Greek authorities have blamed leftist militants for the bombs, which were discovered over the past several days. One reached German Chancellor Angela Merkel’s office in Berlin.
Authorities ordered a 48-hour suspension of air freight on Wednesday. A civil aviation official said late on Thursday that it would not be extended beyond midnight.
“As agreed with police, the shipment of air freight will be conducted as normal from midnight on, but with tough security measures,” the official who declined to be named told Reuters.
Airport officials confirmed shortly after midnight on Friday morning that the shipment of mail abroad had resumed.
Small bombs exploded at the Swiss and Russian embassies in Athens on Tuesday, a parcel with explosives was intercepted at the German chancellor’s office and another package addressed to Italy’s prime minister caught fire when it was checked.
Police also intercepted a booby-trapped parcel addressed to French President Nicolas Sarkozy on Monday and found parcel bombs at the Chilean and Bulgarian embassies. On Thursday police found a bomb hidden in a book addressed to the French embassy.
Two Greeks in their 20s arrested on Monday after a package exploded at a courier company in Athens have been charged with participating in guerrilla groups, a court official said. They are accused of sending parcel bombs addressed to the Mexican and Belgian embassies, Sarkozy and European police agency Europol.
“All evidence shows this is a clear domestic case, with no connection with international terrorism,” Greek Foreign Minister Dimitris Droutsas said on Wednesday. “The evidence so far shows we are dealing with extreme left, anarchist groups.”
The devices may be intended to spur an anti-government vote in Sunday’s local elections in protest against Prime Minister George Papandreou’s austerity plan, agreed with the EU and International Monetary Fund to deal with Greece’s debt mountain.

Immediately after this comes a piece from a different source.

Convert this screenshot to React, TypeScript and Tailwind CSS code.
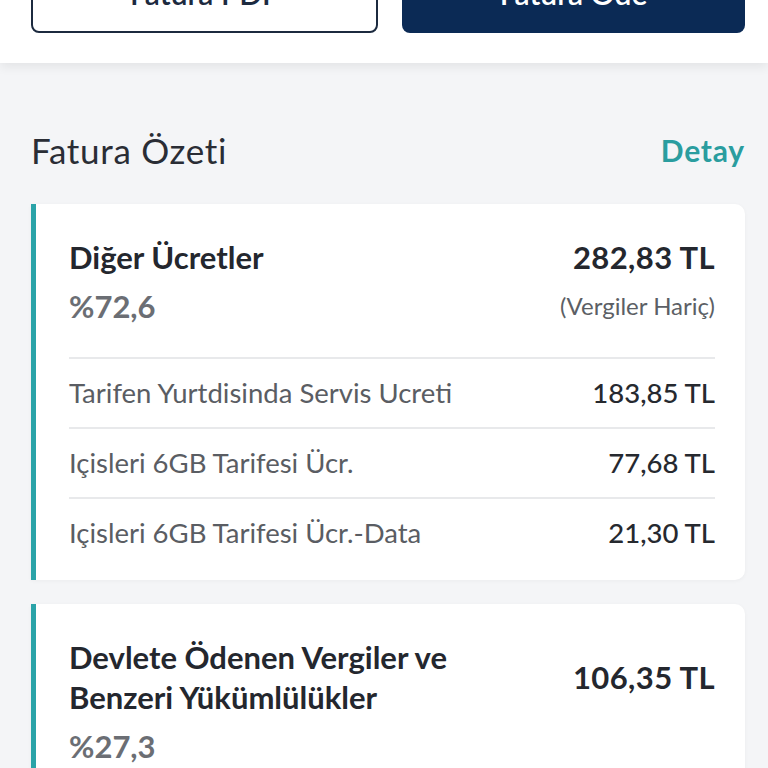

They did not contain enough explosives to seriously harm any recipient — police said most burst into flames when they were opened rather than exploding in transit — and analysts say they were probably designed as a show of force by Greece’s web of urban guerrilla groups.
Greece has a decades-old history of leftist violence. Some groups became more active after riots in December 2008 that were triggered by the police killing of a teenager and attracted worldwide media attention.